The image shows an 8mm Schrader type valve fitted to a bicycle inner tube.

Undoing a ‘Schrader’ Type Valve (8mm) – This One is Fitted to a Bicycle Inner Tube

Replacing the Wheel Valve:

Initial Check:

  • Before removing, check if the valve is tight (and that it’s not just a loose valve).
  • If it is loose… Tighten and re-test for leaks with soapy water.

Removing the valve:

– For Safety

Let any remaining air out of the tyre. So the valve core doesn’t shoot out under pressure (when undone)

  1. Press on the valve with a screwdriver, or something similar…
Replacing a Tyre Valve – Letting Air Out of the Tyre
  1. Place the wheel valve removal tool on top of the valve. Insert the tool onto the flats of the valve (so the tool grips the valve) and unscrew.
Replacing a Tyre Valve
  1. There may still be some trapped air that escapes whilst you unscrew the valve.
Replacing a Tyre Valve – Undoing the Valve
  1. Remove the valve, (if needed, long nose pliers may help in retrieving the valve from the hole).
  2. Insert a new valve and tighten.

If defective, do not try and repair the existing valve! Failure (a sudden loss of air) could be dangerous at speed (a blowout). Always replace with a new valve.

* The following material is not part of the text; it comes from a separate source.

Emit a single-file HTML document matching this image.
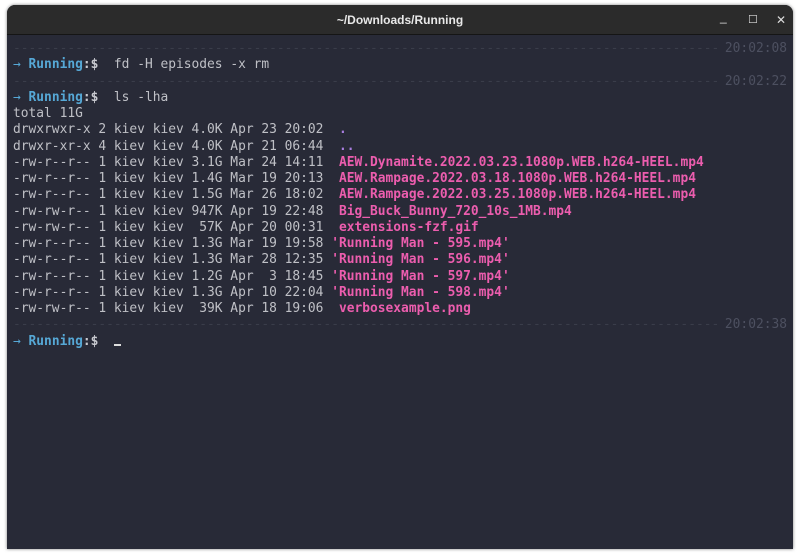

  1. Re-inflate the tyre to the recommended pressure and retest (if necessary).
  2. Always replace the valve cap. This keeps dirt and moisture out, and protects the valve.
A ‘Schrader’ Type Valve (8mm)

The Different Types of Wheel Valve:

There is usually only one type of valve fitted to an air filled wheel. A Schrader valve. Whereas with bicycles, there are two types, Schrader and Presta (Presta is smaller, for narrow bicycle wheel rims).

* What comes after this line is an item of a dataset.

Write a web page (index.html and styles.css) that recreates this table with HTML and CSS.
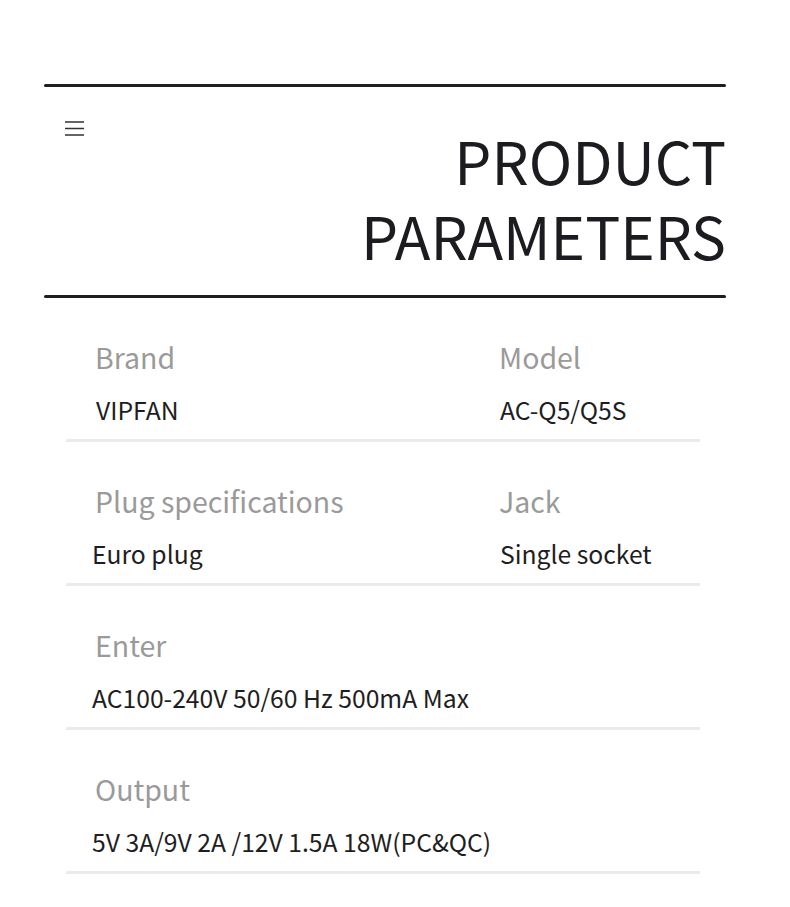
FILE: index.html
```html
<!DOCTYPE html>
<html lang="en">
<head>
<meta charset="utf-8">
<title>Product Parameters</title>
<link rel="stylesheet" href="styles.css">
</head>
<body>
<div class="page">
  <div class="rule"></div>
  <header class="header">
    <svg class="menu" width="20" height="15" viewBox="0 0 20 15" aria-hidden="true">
      <path d="M0 1H19M0 7.5H19M0 14H19" stroke="#333" stroke-width="1.6" fill="none"/>
    </svg>
    <h1 class="title">PRODUCT<br>PARAMETERS</h1>
  </header>
  <div class="rule"></div>
  <section class="params">
    <div class="row">
      <div class="cell">
        <div class="label">Brand</div>
        <div class="value">VIPFAN</div>
      </div>
      <div class="cell">
        <div class="label">Model</div>
        <div class="value">AC-Q5/Q5S</div>
      </div>
    </div>
    <div class="row">
      <div class="cell">
        <div class="label">Plug specifications</div>
        <div class="value value-shift">Euro plug</div>
      </div>
      <div class="cell">
        <div class="label">Jack</div>
        <div class="value">Single socket</div>
      </div>
    </div>
    <div class="row">
      <div class="cell wide">
        <div class="label">Enter</div>
        <div class="value value-shift">AC100-240V 50/60 Hz 500mA Max</div>
      </div>
    </div>
    <div class="row">
      <div class="cell wide">
        <div class="label">Output</div>
        <div class="value value-shift">5V 3A/9V 2A /12V 1.5A 18W(PC&amp;QC)</div>
      </div>
    </div>
  </section>
</div>
</body>
</html>
```

FILE: styles.css
```css
html, body {
  margin: 0;
  padding: 0;
  background: #ffffff;
}

body {
  font-family: "Noto Sans CJK SC", "Noto Sans", sans-serif;
  color: #1e1e22;
}

.page {
  padding-top: 84px;
  width: 682px;
  margin-left: 44px;
}

.rule {
  height: 3px;
  background: #1f1f23;
  border-radius: 2px;
}

.header {
  display: flex;
  justify-content: space-between;
  align-items: flex-start;
  padding-top: 34px;
  padding-bottom: 23px;
}

.menu {
  display: block;
  margin-left: 21px;
}

.title {
  margin: 1px 0 0 0;
  font-weight: 400;
  font-size: 58.6px;
  line-height: 75px;
  text-align: right;
  color: #1c1c20;
}

.params {
  width: 634px;
  margin-left: 22px;
}

.row {
  display: grid;
  grid-template-columns: 433px 1fr;
  padding-top: 39px;
  padding-bottom: 13px;
  border-bottom: 3px solid #ebebeb;
}

.cell {
  padding-left: 29px;
}

.cell + .cell {
  padding-left: 0;
}

.cell.wide {
  grid-column: 1 / -1;
}

.label {
  font-size: 28.5px;
  line-height: 40px;
  color: #9a9a9a;
}

.value {
  margin-top: 15px;
  padding-left: 1px;
  font-size: 24.7px;
  line-height: 34px;
  color: #1e1e22;
}

.value-shift {
  margin-left: -4px;
}
```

The Different Types of Wheel Valve & Where They are Fitted:
Wheel Valve Types
Name Fitted Size
Schrader Cars 8mm
Presta Bicycles 6mm

‘Snap-In’ Wheel Valve Stems:

The length of the valve stem is specified using the following references (see the table below):

‘Snap In’ Valve Stems – The Different Lengths:
Wheel Valve Stems
Tire & Rim No. Length
TR412 22mm 0.88″
TR413 32mm 1.25″
TR414 38mm 1.5″
TR415 44.5mm 1.75″
TR418 51mm 2.00″
The most common ‘snap-in’ valve used for passenger vehicles is the TR414. Max inflation pressure 65 psi.